STORED DATA:

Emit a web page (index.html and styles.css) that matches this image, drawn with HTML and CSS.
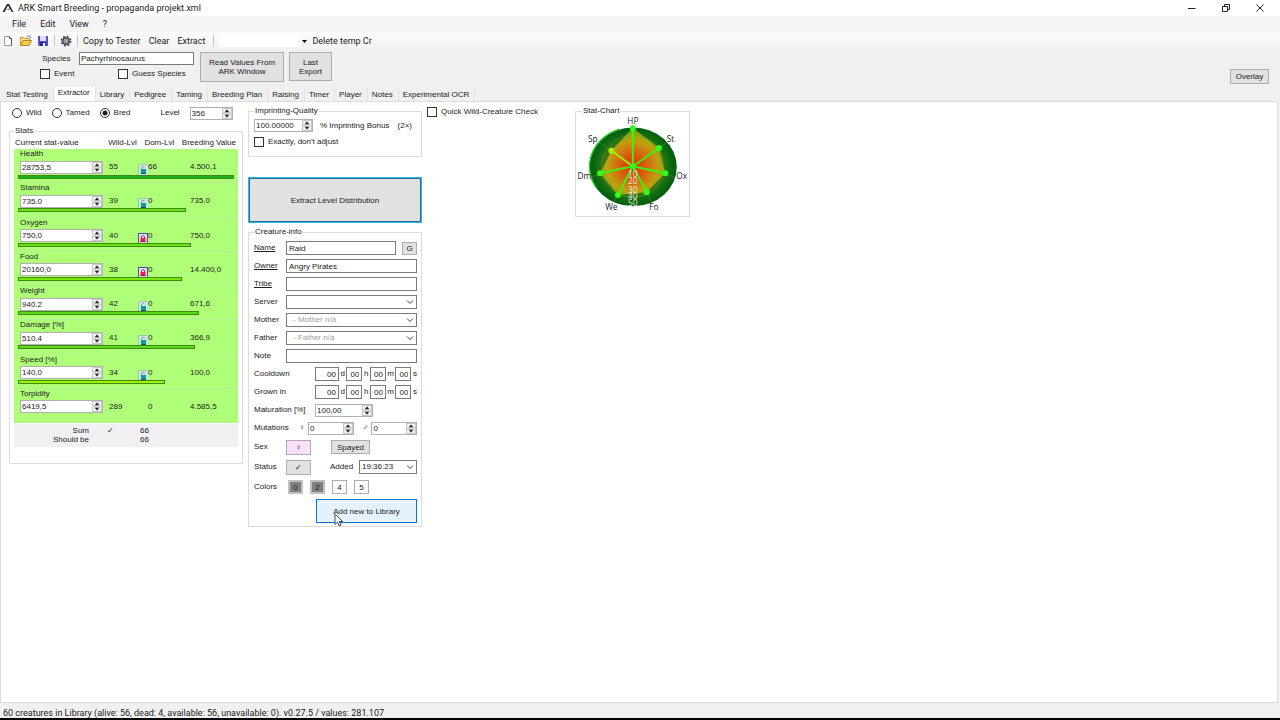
FILE: index.html
```
<!DOCTYPE html>
<html lang="en">
<head>
  <meta charset="utf-8">
  <meta name="viewport" content="width=device-width, initial-scale=1.0">
  <title>ARK Smart Breeding - propaganda projekt.xml</title>
  <link rel="stylesheet" href="styles.css">
</head>
<body>
  <!-- shared icons -->
  <svg class="sprite" width="0" height="0">
    <symbol id="spin" viewBox="0 0 11 12">
      <rect x=".5" y=".5" width="10" height="5" fill="#f0f0f0" stroke="#c4c4c4"/>
      <rect x=".5" y="6.5" width="10" height="5" fill="#f0f0f0" stroke="#c4c4c4"/>
      <path d="M3 4.5L5.500 1.500L8 4.500zM3 7.500L5.500 10.500L8 7.500z" fill="#222"/>
    </symbol>
    <symbol id="chevron" viewBox="0 0 8 6">
      <path d="M1 1.500L4 4.500L7 1.500" fill="none" stroke="#444"/>
    </symbol>
    <symbol id="unlocked" viewBox="0 0 10 11">
      <rect width="10" height="11" fill="#c9e8e4"/>
      <path d="M.5 11V.5H9.500" fill="none" stroke="#9cc8a8"/>
      <path d="M3.500 5V3.500Q5 1.500 6.500 3" fill="none" stroke="#8a9a9a"/>
      <rect x="3" y="5" width="5" height="5" fill="#129a9a"/>
      <path d="M3 9.500H8" stroke="#0c5468"/>
    </symbol>
    <symbol id="locked" viewBox="0 0 10 11">
      <rect x=".5" y=".5" width="9" height="10" fill="#e8d8f0" stroke="#3a5a9c"/>
      <path d="M3.500 5V3.500Q5 1.500 6.500 3.500V5" fill="none" stroke="#a03050"/>
      <rect x="2.500" y="5" width="5" height="4" fill="#f0204c"/>
      <path d="M2.500 8.500H7.500" stroke="#8c1838"/>
    </symbol>
  </svg>

  <header class="titlebar">
    <svg class="logo" width="12" height="10" viewBox="0 0 12 10"><path d="M.5 9L5 1H7L11.500 9H9.800L6 2.500L2.500 9zM3.500 6.500L8 5.500V6.500z" fill="#222"/></svg>
    <h1>ARK Smart Breeding - propaganda projekt.xml</h1>
    <div class="window-buttons">
      <button aria-label="Minimize"><svg width="10" height="10" viewBox="0 0 10 10"><path d="M1 5.500H8.500"/></svg></button>
      <button aria-label="Restore"><svg width="10" height="10" viewBox="0 0 10 10"><path d="M1.500 3.500H6.500V8.500H1.500zM3.500 3.500V1.500H8.500V6.500H6.500"/></svg></button>
      <button aria-label="Close"><svg width="10" height="10" viewBox="0 0 10 10"><path d="M1.500 1.500L8.500 8.500M8.500 1.500L1.500 8.500"/></svg></button>
    </div>
  </header>

  <nav class="menubar">
    <button>File</button>
    <button>Edit</button>
    <button>View</button>
    <button>?</button>
  </nav>

  <div class="toolbar">
    <button class="tool" aria-label="New"><svg width="12" height="12" viewBox="0 0 12 12"><path d="M1.500 1.500H6.500L8.500 3.500V10.500H1.500z" fill="#fff" stroke="#99a"/><path d="M6.500 1.500V3.500H8.500V10.500" fill="none" stroke="#556"/></svg></button>
    <button class="tool" aria-label="Open"><svg width="12" height="12" viewBox="0 0 12 12"><path d="M.5 10.500V2.500H4.500L5.500 3.500H9.500V5" fill="#fbe08a" stroke="#c89a30"/><path d="M.5 10.500L3 5.500H11.500L9 10.500z" fill="#f8c850" stroke="#b88820"/><path d="M7 1.500Q10 0 10.500 3" fill="none" stroke="#5878b0"/></svg></button>
    <button class="tool" aria-label="Save"><svg width="12" height="12" viewBox="0 0 12 12"><path d="M1 1H11V11H2L1 10z" fill="#5450c8"/><rect x="3" y="1" width="6" height="5" fill="#dcdcf4"/><rect x="3" y="7" width="6" height="4" fill="#2c2c88"/><rect x="6" y="8" width="2" height="3" fill="#fff"/></svg></button>
    <span class="sep"></span>
    <button class="tool" aria-label="Settings"><svg width="12" height="12" viewBox="0 0 12 12"><circle cx="6" cy="6" r="4.700" fill="none" stroke="#444c54" stroke-width="1.500" stroke-dasharray="2 1.690"/><circle cx="6" cy="6" r="3.200" fill="#b8bcc0" stroke="#444c54" stroke-width="1.500"/><circle cx="6" cy="6" r="1.300" fill="#fff" stroke="#444c54" stroke-width=".7"/></svg></button>
    <span class="sep"></span>
    <button>Copy to Tester</button>
    <button>Clear</button>
    <button>Extract</button>
    <span class="sep"></span>
    <span class="temp-creatures">
      <select aria-label="Temporary creatures"><option></option></select>
      <svg width="5" height="3" viewBox="0 0 5 3"><path d="M0 0H5L2.500 3z"/></svg>
    </span>
    <button>Delete temp Cr</button>
  </div>

  <section class="species-bar">
    <div class="species">
      <label for="species">Species</label>
      <input type="text" id="species" value="Pachyrhinosaurus">
      <div class="species-checks">
        <label class="check event"><input type="checkbox"> Event</label>
        <label class="check"><input type="checkbox"> Guess Species</label>
      </div>
    </div>
    <button class="btn read-values">Read Values From ARK Window</button>
    <button class="btn last-export">Last Export</button>
    <button class="btn overlay">Overlay</button>
  </section>

  <nav class="tabs">
    <button>Stat Testing</button>
    <button class="active">Extractor</button>
    <button>Library</button>
    <button>Pedigree</button>
    <button>Taming</button>
    <button>Breeding Plan</button>
    <button>Raising</button>
    <button>Timer</button>
    <button>Player</button>
    <button>Notes</button>
    <button>Experimental OCR</button>
  </nav>

  <main class="tab-page">
    <div class="col-stats">
      <div class="origin">
        <label class="check"><input type="radio" name="origin"> Wild</label>
        <label class="check"><input type="radio" name="origin"> Tamed</label>
        <label class="check"><input type="radio" name="origin" checked> Bred</label>
        <label class="level" for="level">Level</label>
        <span class="spin"><input type="text" id="level" value="356"><svg><use href="#spin"/></svg></span>
      </div>

      <fieldset class="stats">
        <legend>Stats</legend>
        <div class="stats-head">
          <span>Current stat-value</span>
          <span>Wild-Lvl</span>
          <span>Dom-Lvl</span>
          <span>Breeding Value</span>
        </div>
        <div class="stat-list">
          <div class="stat">
            <label for="health">Health</label>
            <span class="spin"><input type="text" id="health" value="28753,5"><svg><use href="#spin"/></svg></span>
            <span>55</span><svg class="lock"><use href="#unlocked"/></svg><span>66</span><span>4.500,1</span>
            <div class="bar full" style="width: 216px; background: #20b020"></div>
          </div>
          <div class="stat">
            <label for="stamina">Stamina</label>
            <span class="spin"><input type="text" id="stamina" value="735.0"><svg><use href="#spin"/></svg></span>
            <span>39</span><svg class="lock"><use href="#unlocked"/></svg><span>0</span><span>735.0</span>
            <div class="bar" style="width: 168px; background: #70e010"></div>
          </div>
          <div class="stat">
            <label for="oxygen">Oxygen</label>
            <span class="spin"><input type="text" id="oxygen" value="750,0"><svg><use href="#spin"/></svg></span>
            <span>40</span><svg class="lock"><use href="#locked"/></svg><span>0</span><span>750,0</span>
            <div class="bar" style="width: 173px; background: #6ce010"></div>
          </div>
          <div class="stat">
            <label for="food">Food</label>
            <span class="spin"><input type="text" id="food" value="20160,0"><svg><use href="#spin"/></svg></span>
            <span>38</span><svg class="lock"><use href="#locked"/></svg><span>0</span><span>14.400,0</span>
            <div class="bar" style="width: 164px; background: #7ce808"></div>
          </div>
          <div class="stat">
            <label for="weight">Weight</label>
            <span class="spin"><input type="text" id="weight" value="940.2"><svg><use href="#spin"/></svg></span>
            <span>42</span><svg class="lock"><use href="#unlocked"/></svg><span>0</span><span>671,6</span>
            <div class="bar" style="width: 181px; background: #58d818"></div>
          </div>
          <div class="stat">
            <label for="damage">Damage [%]</label>
            <span class="spin"><input type="text" id="damage" value="510.4"><svg><use href="#spin"/></svg></span>
            <span>41</span><svg class="lock"><use href="#unlocked"/></svg><span>0</span><span>366,9</span>
            <div class="bar" style="width: 177px; background: #60d818"></div>
          </div>
          <div class="stat">
            <label for="speed">Speed [%]</label>
            <span class="spin"><input type="text" id="speed" value="140,0"><svg><use href="#spin"/></svg></span>
            <span>34</span><svg class="lock"><use href="#unlocked"/></svg><span>0</span><span>100,0</span>
            <div class="bar" style="width: 147px; background: #a4f000"></div>
          </div>
          <div class="stat">
            <label for="torpidity">Torpidity</label>
            <span class="spin"><input type="text" id="torpidity" value="6419,5"><svg><use href="#spin"/></svg></span>
            <span>289</span><span></span><span>0</span><span>4.585,5</span>
          </div>
        </div>
        <div class="sums">
          <span>Sum</span><span>✓</span><span>66</span>
          <span>Should be</span><span></span><span>66</span>
        </div>
      </fieldset>
    </div>

    <div class="col-creature">
      <fieldset class="imprinting">
        <legend>Imprinting-Quality</legend>
        <div class="imprint-row">
          <span class="spin"><input type="text" id="imprint" value="100.00000"><svg><use href="#spin"/></svg></span>
          <label for="imprint">% Imprinting Bonus</label>
          <span>(2×)</span>
        </div>
        <label class="check"><input type="checkbox"> Exactly, don't adjust</label>
      </fieldset>

      <button class="btn extract">Extract Level Distribution</button>

      <fieldset class="creature">
        <legend>Creature-info</legend>
        <div class="row">
          <label class="link" for="name">Name</label>
          <input type="text" id="name" value="Raid">
          <button class="btn generate">G</button>
        </div>
        <div class="row">
          <label class="link" for="owner">Owner</label>
          <input type="text" id="owner" value="Angry Pirates">
        </div>
        <div class="row">
          <label class="link" for="tribe">Tribe</label>
          <input type="text" id="tribe">
        </div>
        <div class="row">
          <label for="server">Server</label>
          <span class="select"><select id="server"><option></option></select><svg><use href="#chevron"/></svg></span>
        </div>
        <div class="row">
          <label for="mother">Mother</label>
          <span class="select empty"><select id="mother"><option>- Mother n/a</option></select><svg><use href="#chevron"/></svg></span>
        </div>
        <div class="row">
          <label for="father">Father</label>
          <span class="select empty"><select id="father"><option>- Father n/a</option></select><svg><use href="#chevron"/></svg></span>
        </div>
        <div class="row">
          <label for="note">Note</label>
          <input type="text" id="note">
        </div>
        <div class="row">
          <label class="wide" for="cooldown">Cooldown</label>
          <span class="duration">
            <input type="text" id="cooldown" value="00">d<input type="text" aria-label="Cooldown hours" value="00">h<input type="text" aria-label="Cooldown minutes" value="00">m<input type="text" aria-label="Cooldown seconds" value="00">s
          </span>
        </div>
        <div class="row">
          <label class="wide" for="grown">Grown in</label>
          <span class="duration">
            <input type="text" id="grown" value="00">d<input type="text" aria-label="Grown in hours" value="00">h<input type="text" aria-label="Grown in minutes" value="00">m<input type="text" aria-label="Grown in seconds" value="00">s
          </span>
        </div>
        <div class="row">
          <label class="wide" for="maturation">Maturation [%]</label>
          <span class="spin maturation"><input type="text" id="maturation" value="100,00"><svg><use href="#spin"/></svg></span>
        </div>
        <div class="row mutations">
          <span>Mutations</span>
          <label for="mut-f">♀</label>
          <span class="spin"><input type="text" id="mut-f" value="0"><svg><use href="#spin"/></svg></span>
          <label for="mut-m">♂</label>
          <span class="spin"><input type="text" id="mut-m" value="0"><svg><use href="#spin"/></svg></span>
        </div>
        <div class="row tall">
          <label for="sex">Sex</label>
          <button class="btn state female" id="sex">♀</button>
          <button class="btn spayed">Spayed</button>
        </div>
        <div class="row tall">
          <label for="status">Status</label>
          <button class="btn state" id="status">✓</button>
          <label class="added" for="added">Added</label>
          <span class="select"><select id="added"><option>19:36:23</option></select><svg><use href="#chevron"/></svg></span>
        </div>
        <div class="row tall colors">
          <span>Colors</span>
          <button class="btn dark">0</button>
          <button class="btn dark">2</button>
          <button class="btn">4</button>
          <button class="btn">5</button>
        </div>
        <button class="btn add">Add new to Library
          <svg class="cursor" width="10" height="14" viewBox="0 0 10 14"><path d="M1 1V11.500L3.500 9.200L5.200 13L7 12.200L5.300 8.500H8.700z" fill="#fff" stroke="#333" stroke-width=".9"/></svg>
        </button>
      </fieldset>
    </div>

    <div class="col-quick">
      <label class="check"><input type="checkbox"> Quick Wild-Creature Check</label>
    </div>

    <fieldset class="chart">
      <legend>Stat-Chart</legend>
      <svg viewBox="18 48 342 303">
        <defs>
          <radialGradient id="heat" gradientUnits="userSpaceOnUse" cx="190" cy="200" r="118">
            <stop offset="0" stop-color="#e02808"/>
            <stop offset=".35" stop-color="#d86010"/>
            <stop offset=".65" stop-color="#c0a010"/>
            <stop offset="1" stop-color="#58b010"/>
          </radialGradient>
          <radialGradient id="disc">
            <stop offset=".5" stop-color="#688010"/>
            <stop offset=".8" stop-color="#187010"/>
            <stop offset="1" stop-color="#005c10"/>
          </radialGradient>
        </defs>
        <ellipse cx="191" cy="202" rx="132" ry="119" fill="url(#disc)"/>
        <path d="M150 88A132 119 0 0 0 80 266" fill="none" stroke="#20d020" stroke-width="4"/>
        <g fill="none" stroke="#78a048" stroke-opacity=".6" stroke-width="2">
          <circle cx="190" cy="200" r="46"/><circle cx="190" cy="200" r="70"/><circle cx="190" cy="200" r="94"/>
          <path d="M190 200L294 128M190 200L316 232M190 200L246 306M190 200L134 306M190 200L64 232M190 200L88 128"/>
        </g>
        <path d="M190 84L269 145L288 221L232 279L145 287L91 221L125 153z" fill="url(#heat)"/>
        <path d="M190 200V84M190 200L269 145M190 200L288 221M190 200L232 279M190 200L145 287M190 200L91 221" stroke="#40f010" stroke-width="6"/>
        <path d="M190 200L125 153" stroke="#a0f000" stroke-width="6"/>
        <g fill="#30ff20">
          <circle cx="190" cy="84" r="9"/><circle cx="269" cy="145" r="9"/><circle cx="288" cy="221" r="9"/>
          <circle cx="232" cy="279" r="9"/><circle cx="145" cy="287" r="9"/><circle cx="91" cy="221" r="9"/>
          <circle cx="125" cy="153" r="9" fill="#a8f000"/><circle cx="190" cy="200" r="8"/>
        </g>
        <g class="scale">
          <text x="190" y="232">10</text><text x="190" y="254">20</text><text x="190" y="280">30</text>
          <text x="190" y="300">40</text><text x="190" y="319">50</text>
        </g>
        <g class="axes">
          <text x="190" y="72">HP</text><text x="304" y="126">St</text><text x="338" y="238">Ox</text>
          <text x="254" y="333">Fo</text><text x="125" y="333">We</text><text x="43" y="238">Dm</text><text x="69" y="126">Sp</text>
        </g>
      </svg>
    </fieldset>
  </main>

  <footer class="statusbar">60 creatures in Library (alive: 56, dead: 4, available: 56, unavailable: 0). v0.27.5 / values: 281.107</footer>
</body>
</html>
```
FILE: styles.css
```
* {
  box-sizing: border-box;
}

html, body {
  margin: 0;
  padding: 0;
}

body {
  display: flex;
  flex-direction: column;
  min-height: 100vh;
  background: #f0f0f0;
  color: #222;
  font: 8px/10px "Liberation Sans", Arial, sans-serif;
}

button, input, select {
  margin: 0;
  padding: 0;
  border: 0;
  border-radius: 0;
  background: none;
  color: inherit;
  font: inherit;
}

.sprite {
  position: absolute;
}

/* window chrome */

.titlebar, .menubar, .toolbar, .statusbar {
  display: flex;
  align-items: center;
  font-family: Roboto, "Segoe UI", sans-serif;
  font-size: 9px;
  color: #222;
}

.titlebar {
  height: 16px;
  padding: 0 3px 0 2px;
  background: #fff;
}

.titlebar h1 {
  flex: 1;
  margin: 0 0 0 4px;
  font-size: 9px;
  font-weight: normal;
}

.window-buttons {
  display: flex;
}

.window-buttons button {
  display: flex;
  justify-content: center;
  width: 34px;
}

.window-buttons path {
  fill: none;
  stroke: #222;
}

.menubar {
  height: 16px;
  padding-left: 12px;
  gap: 14px;
  background: #f4f4f5;
}

.toolbar {
  height: 17px;
  padding-left: 3px;
  gap: 5px;
  background: linear-gradient(#fcfcfc, #f2f2f2);
}

.toolbar button {
  margin-right: 3px;
}

.toolbar .tool {
  display: flex;
  width: 12px;
  margin-right: 0;
}

.toolbar .sep {
  width: 1px;
  height: 11px;
  background: #c4c4c4;
}

.temp-creatures {
  position: relative;
  width: 88px;
  height: 12px;
}

.temp-creatures select {
  display: block;
  width: 82px;
  height: 12px;
  background: #fff;
  appearance: none;
}

.temp-creatures svg {
  position: absolute;
  right: 0;
  top: 5px;
}

/* common controls */

input[type="text"] {
  height: 14px;
  min-width: 0;
  padding: 0 2px;
  border: 1px solid #7a7a7a;
  background: #fff;
}

input[type="checkbox"], input[type="radio"] {
  flex: none;
  width: 10px;
  height: 10px;
  border: 1px solid #333;
  background: #fff;
  appearance: none;
}

input[type="radio"] {
  border-radius: 50%;
}

input[type="radio"]:checked {
  background: radial-gradient(#222 0 2px, #fff 3px);
}

.check {
  display: flex;
  align-items: center;
  gap: 4px;
}

.btn {
  border: 1px solid #adadad;
  background: #e1e1e1;
  line-height: 9px;
  text-align: center;
}

.spin {
  display: flex;
  height: 13px;
  border: 1px solid #b0b0b0;
  background: #fff;
}

.spin input[type="text"] {
  flex: 1;
  width: 0;
  height: 11px;
  padding: 0 1px;
  border: 0;
}

.spin svg {
  flex: none;
  width: 10px;
  height: 11px;
}

.select {
  position: relative;
  flex: 1;
  height: 14px;
}

.select select {
  display: block;
  width: 100%;
  height: 14px;
  padding: 0 2px;
  border: 1px solid #7a7a7a;
  background: #fff;
  appearance: none;
}

.select.empty select {
  padding-left: 6px;
  color: #a0a0a0;
}

.select svg {
  position: absolute;
  right: 3px;
  top: 4px;
  width: 8px;
  height: 6px;
  pointer-events: none;
}

fieldset {
  min-width: 0;
  margin: 0;
  padding: 0 5px;
  border: 1px solid #dcdcdc;
}

legend {
  height: 10px;
  padding: 0 1px;
}

/* species header */

.species-bar {
  display: flex;
  align-items: flex-start;
  height: 38px;
  padding: 3px 11px 0 40px;
}

.species {
  display: grid;
  grid-template-columns: 39px 115px;
  row-gap: 4px;
  align-items: center;
}

.species > label {
  padding-left: 2px;
}

.species input[type="text"] {
  height: 13px;
  padding: 0 1px;
}

.species-checks {
  display: flex;
  grid-column: 1 / 3;
}

.event {
  width: 78px;
}

.read-values {
  width: 84px;
  height: 30px;
  margin: 0 5px 0 6px;
  padding: 0 6px;
}

.last-export {
  width: 43px;
  height: 29px;
  padding: 0 8px;
}

.overlay {
  width: 39px;
  height: 15px;
  margin: 17px 0 0 auto;
}

/* tabs */

.tabs {
  display: flex;
  align-items: flex-end;
  height: 14px;
  padding-left: 2px;
}

.tabs button {
  height: 13px;
  padding: 0 5px 0 4px;
  border-right: 1px solid #e2e2e2;
  white-space: nowrap;
}

.tabs .active {
  height: 14px;
  padding-bottom: 2px;
  background: #fff;
}

.tab-page {
  display: flex;
  flex: 1;
  align-items: flex-start;
  margin-right: 2px;
  padding: 4px 8px;
  border: 1px solid #dcdcdc;
  background: #fff;
}

/* stats */

.col-stats {
  width: 234px;
  margin-right: 5px;
}

.origin {
  display: flex;
  align-items: center;
  height: 14px;
  padding-left: 3px;
  gap: 10px;
}

.origin .level {
  margin-left: 20px;
}

.origin .spin {
  width: 43px;
}

.stats {
  margin-top: 6px;
  padding: 0 4px 16px;
}

.stats-head {
  display: flex;
  align-items: center;
  justify-content: space-between;
  height: 13px;
  padding: 0 2px 0 1px;
}

.stats-head span:first-child {
  margin-right: 22px;
}

.stat-list {
  display: grid;
  grid-auto-rows: 1fr;
  height: 274px;
  background: #b0ff78;
}

.stat {
  display: grid;
  grid-template-columns: 89px 29px 10px 42px 1fr;
  grid-template-rows: 11px 14px 4px;
  align-content: start;
  align-items: center;
  padding-left: 6px;
  border-bottom: 1px solid #b4f094;
}

.stat label {
  grid-column: 1 / 6;
  align-self: start;
}

.stat .spin {
  width: 83px;
}

.stat .lock {
  width: 10px;
  height: 11px;
  margin-top: 5px;
}

.bar {
  grid-column: 1 / 6;
  height: 4px;
  margin-left: -2px;
  border: 1px solid #3c8c14;
}

.bar.full {
  margin-top: 1px;
}

.sums {
  display: grid;
  grid-template-columns: 75px 18px 1fr;
  column-gap: 12px;
  margin-top: 1px;
  padding: 2px 0 3px;
  background: #f1f1f3;
  line-height: 9px;
}

.sums span:nth-child(3n + 1) {
  text-align: right;
}

.sums span:nth-child(3n + 2) {
  padding-left: 6px;
}

.sums span:nth-child(3n) {
  padding-left: 9px;
}

/* creature column */

.col-creature {
  width: 174px;
  margin-right: 5px;
}

.imprinting {
  height: 51px;
}

.imprint-row {
  display: flex;
  align-items: center;
  margin: 3px 0 5px;
}

.imprint-row .spin {
  width: 59px;
  margin-right: 7px;
}

.imprint-row label {
  flex: 1;
}

.imprint-row span:last-child {
  margin-right: 4px;
}

.extract {
  display: block;
  width: 100%;
  height: 46px;
  margin: 20px 0 4px;
  border: 1px solid #30b8f0;
  outline: 1px solid #28688c;
  outline-offset: -2px;
}

.creature {
  padding: 2px 4px 3px 5px;
}

.row {
  display: flex;
  align-items: center;
  height: 18px;
}

.row.tall {
  height: 20px;
}

.row > :first-child {
  flex: none;
  width: 32px;
}

.row > .wide {
  width: 61px;
}

.row > input {
  flex: 1;
}

.link {
  text-decoration: underline;
}

.generate {
  width: 15px;
  height: 13px;
  margin-left: 6px;
}

.duration {
  display: flex;
  flex: 1;
  align-items: center;
  justify-content: space-between;
}

.duration input[type="text"] {
  width: 16px;
  text-align: right;
}

.duration input[type="text"]:first-child {
  width: 24px;
}

.maturation {
  width: 58px;
}

.row.mutations > :first-child {
  width: 45px;
}

.mutations label {
  width: 9px;
}

.mutations .spin {
  width: 46px;
  margin-right: 9px;
}

.mutations .spin:last-child {
  margin: 0;
}

.state {
  width: 25px;
  height: 15px;
}

.female {
  background: #fbe0fb;
}

.spayed {
  width: 39px;
  height: 14px;
  margin-left: 20px;
}

.added {
  width: 29px;
  margin-left: 19px;
}

.row.colors > :first-child {
  width: 34px;
}

.colors .btn {
  width: 15px;
  height: 14px;
  margin-right: 7px;
  background: #fff;
}

.colors .dark {
  border: 2px solid #c0c0c0;
  background: #808080;
}

.add {
  position: relative;
  display: block;
  width: 101px;
  height: 24px;
  margin: 2px 0 0 auto;
  border-color: #0078d7;
  background: #e5f1fb;
}

.cursor {
  position: absolute;
  left: 17px;
  top: 13px;
}

/* right side */

.col-quick {
  width: 148px;
  padding-top: 1px;
}

.chart {
  width: 115px;
  padding: 0;
}

.chart legend {
  margin-left: 6px;
}

.chart svg {
  display: block;
  width: 100%;
}

.chart text {
  font-family: "Open Sans", sans-serif;
  font-size: 25px;
  text-anchor: middle;
  fill: #222;
}

.chart .scale text {
  fill: #f0e8e0;
}

.statusbar {
  height: 17px;
  padding: 4px 3px 0;
  border-bottom: 2px solid #000;
}
```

BRIEF: Determine the number of lines containing "styles". Write only that number.

EXERCISE RESPONSE: 3